## INSTRUCTIONS TO FOLLOW
State how many lines of the records contain the string "this", and give no other information.

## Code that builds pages
·····

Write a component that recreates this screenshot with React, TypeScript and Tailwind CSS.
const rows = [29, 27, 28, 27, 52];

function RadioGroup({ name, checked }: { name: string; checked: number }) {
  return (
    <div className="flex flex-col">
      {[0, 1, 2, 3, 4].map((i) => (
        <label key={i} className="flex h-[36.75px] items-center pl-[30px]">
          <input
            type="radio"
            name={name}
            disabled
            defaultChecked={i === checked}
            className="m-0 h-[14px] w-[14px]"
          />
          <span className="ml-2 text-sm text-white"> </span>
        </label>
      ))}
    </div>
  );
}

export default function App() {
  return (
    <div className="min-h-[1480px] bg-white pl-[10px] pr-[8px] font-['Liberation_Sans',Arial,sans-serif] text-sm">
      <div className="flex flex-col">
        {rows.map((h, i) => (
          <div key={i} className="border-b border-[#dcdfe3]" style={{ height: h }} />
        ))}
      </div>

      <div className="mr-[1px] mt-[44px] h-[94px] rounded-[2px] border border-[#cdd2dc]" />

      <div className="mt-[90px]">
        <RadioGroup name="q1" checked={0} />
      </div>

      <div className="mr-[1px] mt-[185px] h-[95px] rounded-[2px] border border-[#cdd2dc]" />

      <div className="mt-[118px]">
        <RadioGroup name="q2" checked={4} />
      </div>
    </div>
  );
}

·····

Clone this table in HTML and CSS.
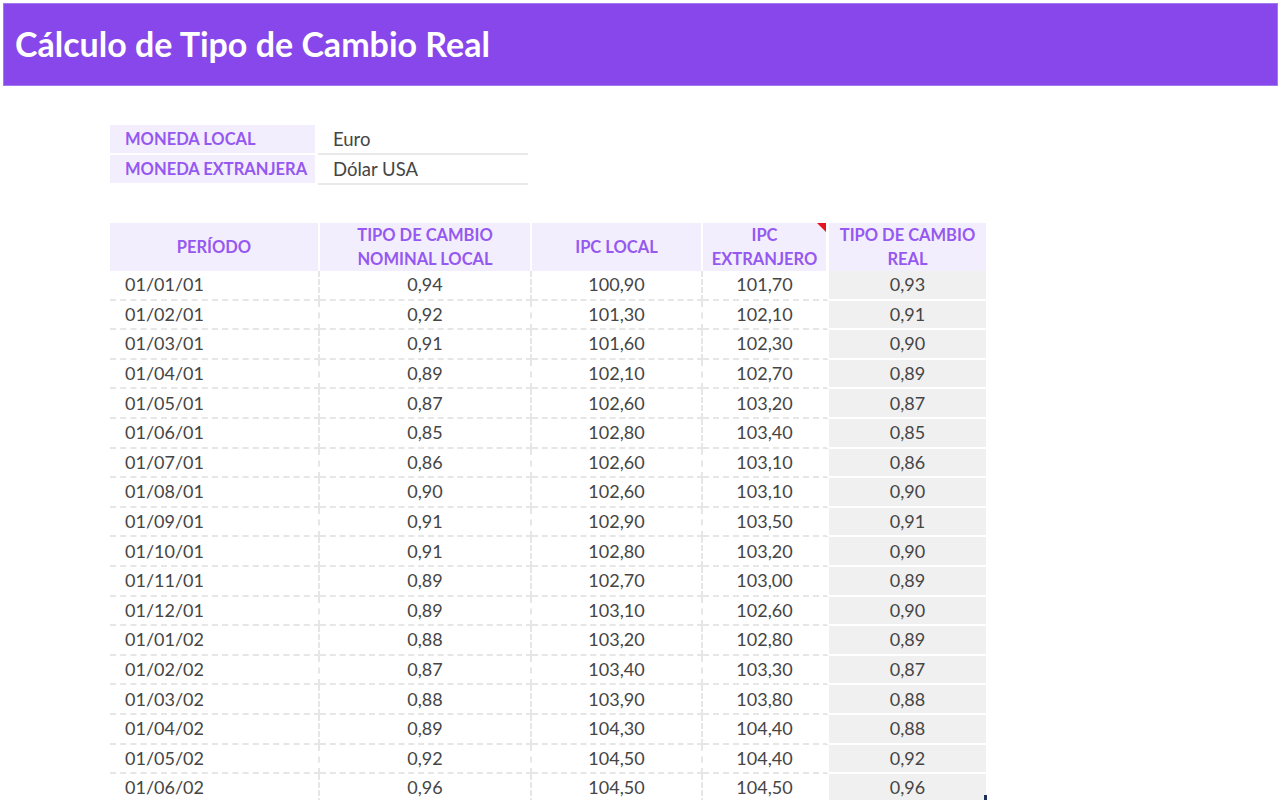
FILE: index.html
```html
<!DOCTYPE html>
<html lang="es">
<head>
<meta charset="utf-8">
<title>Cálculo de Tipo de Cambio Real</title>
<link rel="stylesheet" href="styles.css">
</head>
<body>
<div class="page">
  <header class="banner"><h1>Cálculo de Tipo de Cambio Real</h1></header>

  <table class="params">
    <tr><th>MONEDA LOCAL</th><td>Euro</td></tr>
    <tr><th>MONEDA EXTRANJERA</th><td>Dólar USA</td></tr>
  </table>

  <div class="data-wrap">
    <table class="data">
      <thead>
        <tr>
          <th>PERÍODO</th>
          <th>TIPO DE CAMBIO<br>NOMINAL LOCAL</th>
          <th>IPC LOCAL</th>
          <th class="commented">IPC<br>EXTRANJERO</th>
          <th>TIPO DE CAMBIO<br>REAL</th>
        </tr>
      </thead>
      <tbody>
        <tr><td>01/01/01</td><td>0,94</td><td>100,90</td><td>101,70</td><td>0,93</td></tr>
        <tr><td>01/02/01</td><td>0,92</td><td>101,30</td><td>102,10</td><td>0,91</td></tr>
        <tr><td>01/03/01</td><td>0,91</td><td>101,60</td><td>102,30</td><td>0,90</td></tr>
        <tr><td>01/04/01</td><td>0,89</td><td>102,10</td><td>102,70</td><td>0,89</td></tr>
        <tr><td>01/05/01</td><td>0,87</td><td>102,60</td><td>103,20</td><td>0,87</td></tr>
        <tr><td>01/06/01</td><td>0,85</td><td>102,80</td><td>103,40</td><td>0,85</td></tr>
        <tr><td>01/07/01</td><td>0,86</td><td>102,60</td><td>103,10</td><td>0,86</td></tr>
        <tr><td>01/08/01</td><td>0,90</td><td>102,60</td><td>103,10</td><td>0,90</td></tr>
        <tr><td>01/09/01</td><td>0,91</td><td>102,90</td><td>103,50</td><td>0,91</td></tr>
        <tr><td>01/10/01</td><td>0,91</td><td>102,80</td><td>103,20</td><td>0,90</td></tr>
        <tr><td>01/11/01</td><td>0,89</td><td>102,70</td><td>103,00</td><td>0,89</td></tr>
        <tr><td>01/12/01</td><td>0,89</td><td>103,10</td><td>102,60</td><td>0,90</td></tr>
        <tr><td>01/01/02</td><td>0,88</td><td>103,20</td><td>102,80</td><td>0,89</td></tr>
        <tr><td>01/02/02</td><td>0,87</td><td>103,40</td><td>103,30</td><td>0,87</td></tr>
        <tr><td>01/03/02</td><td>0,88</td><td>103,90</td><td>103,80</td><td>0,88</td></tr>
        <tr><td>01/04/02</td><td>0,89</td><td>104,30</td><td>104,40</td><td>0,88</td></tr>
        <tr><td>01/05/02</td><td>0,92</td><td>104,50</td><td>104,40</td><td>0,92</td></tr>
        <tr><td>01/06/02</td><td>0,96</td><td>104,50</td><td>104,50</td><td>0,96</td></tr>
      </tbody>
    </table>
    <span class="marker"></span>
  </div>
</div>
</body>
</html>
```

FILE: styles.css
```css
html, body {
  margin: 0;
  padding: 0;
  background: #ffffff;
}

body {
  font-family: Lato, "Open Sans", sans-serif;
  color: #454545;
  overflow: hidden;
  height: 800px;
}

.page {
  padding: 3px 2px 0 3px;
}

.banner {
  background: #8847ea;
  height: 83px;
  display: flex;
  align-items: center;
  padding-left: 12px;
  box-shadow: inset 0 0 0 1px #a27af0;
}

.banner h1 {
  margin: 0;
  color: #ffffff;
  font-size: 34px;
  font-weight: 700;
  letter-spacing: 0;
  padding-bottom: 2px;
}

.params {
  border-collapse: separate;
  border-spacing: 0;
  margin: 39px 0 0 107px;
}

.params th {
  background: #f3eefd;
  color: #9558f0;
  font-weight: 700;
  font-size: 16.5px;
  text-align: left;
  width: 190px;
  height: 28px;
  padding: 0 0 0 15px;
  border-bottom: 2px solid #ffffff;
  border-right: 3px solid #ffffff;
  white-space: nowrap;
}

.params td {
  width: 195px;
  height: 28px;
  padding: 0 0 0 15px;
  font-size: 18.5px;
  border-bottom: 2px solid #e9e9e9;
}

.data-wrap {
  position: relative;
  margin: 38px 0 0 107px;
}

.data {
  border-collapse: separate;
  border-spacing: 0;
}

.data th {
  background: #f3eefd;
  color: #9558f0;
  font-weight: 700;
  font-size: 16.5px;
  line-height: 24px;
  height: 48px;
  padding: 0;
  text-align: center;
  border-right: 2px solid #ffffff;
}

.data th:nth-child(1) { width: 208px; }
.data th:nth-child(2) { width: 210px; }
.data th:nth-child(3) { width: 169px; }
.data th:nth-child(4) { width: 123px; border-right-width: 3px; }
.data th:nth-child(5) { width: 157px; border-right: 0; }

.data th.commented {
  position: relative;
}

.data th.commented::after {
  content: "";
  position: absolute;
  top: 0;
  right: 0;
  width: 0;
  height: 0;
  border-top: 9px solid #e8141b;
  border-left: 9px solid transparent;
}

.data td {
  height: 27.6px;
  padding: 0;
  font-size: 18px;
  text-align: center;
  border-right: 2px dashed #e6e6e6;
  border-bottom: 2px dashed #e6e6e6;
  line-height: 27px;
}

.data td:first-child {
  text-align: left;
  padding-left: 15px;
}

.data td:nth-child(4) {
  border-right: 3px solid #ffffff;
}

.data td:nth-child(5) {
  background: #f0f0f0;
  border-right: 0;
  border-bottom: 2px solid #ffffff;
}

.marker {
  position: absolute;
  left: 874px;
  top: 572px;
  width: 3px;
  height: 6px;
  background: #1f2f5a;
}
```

·····

## ANSWER FOR THE TASK
2